• _GIVEN DATA_:
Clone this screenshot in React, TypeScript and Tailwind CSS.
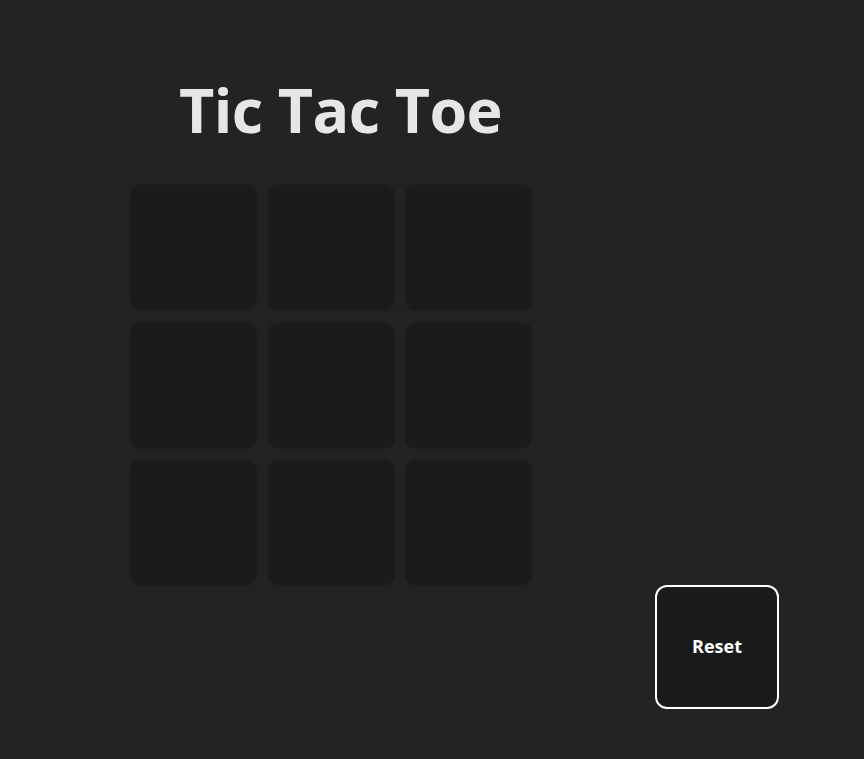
import React from "react";

export default function App() {
  const cells = Array.from({ length: 9 });
  return (
    <div className="min-h-[759px] w-full bg-[#232323] pl-[131px] pt-[70px]" style={{ fontFamily: '"Open Sans", "Noto Sans", sans-serif' }}>
      <div className="flex w-[400px] justify-center pl-[19px]">
        <h1 className="text-[61px] font-bold leading-[80px] text-[#e6e6e6] tracking-[-0.6px]">Tic Tac Toe</h1>
      </div>
      <div className="mt-[35px] grid w-[400px] grid-cols-[125px_125px_125px] gap-[12.5px]">
        {cells.map((_, i) => (
          <button
            key={i}
            className="h-[125px] w-[125px] rounded-[10px] bg-[#1b1b1b] shadow-[0_0_3px_rgba(0,0,0,0.35)]"
          />
        ))}
      </div>
      <div className="ml-[524px] -mt-[0.5px]">
        <button className="flex h-[124.5px] w-[124px] items-center justify-center rounded-[12px] border-2 border-white bg-[#1b1b1b] text-[18px] font-bold text-white">
          Reset
        </button>
      </div>
    </div>
  );
}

• _YOUR OBJECTIVE_: Leave the images out, please, and restate each line word for word.

• _WRITTEN ANSWER_:
Clone this screenshot in React, TypeScript and Tailwind CSS.
import React from "react";

export default function App() {
  const cells = Array.from({ length: 9 });
  return (
    <div className="min-h-[759px] w-full bg-[#232323] pl-[131px] pt-[70px]" style={{ fontFamily: '"Open Sans", "Noto Sans", sans-serif' }}>
      <div className="flex w-[400px] justify-center pl-[19px]">
        <h1 className="text-[61px] font-bold leading-[80px] text-[#e6e6e6] tracking-[-0.6px]">Tic Tac Toe</h1>
      </div>
      <div className="mt-[35px] grid w-[400px] grid-cols-[125px_125px_125px] gap-[12.5px]">
        {cells.map((_, i) => (
          <button
            key={i}
            className="h-[125px] w-[125px] rounded-[10px] bg-[#1b1b1b] shadow-[0_0_3px_rgba(0,0,0,0.35)]"
          />
        ))}
      </div>
      <div className="ml-[524px] -mt-[0.5px]">
        <button className="flex h-[124.5px] w-[124px] items-center justify-center rounded-[12px] border-2 border-white bg-[#1b1b1b] text-[18px] font-bold text-white">
          Reset
        </button>
      </div>
    </div>
  );
}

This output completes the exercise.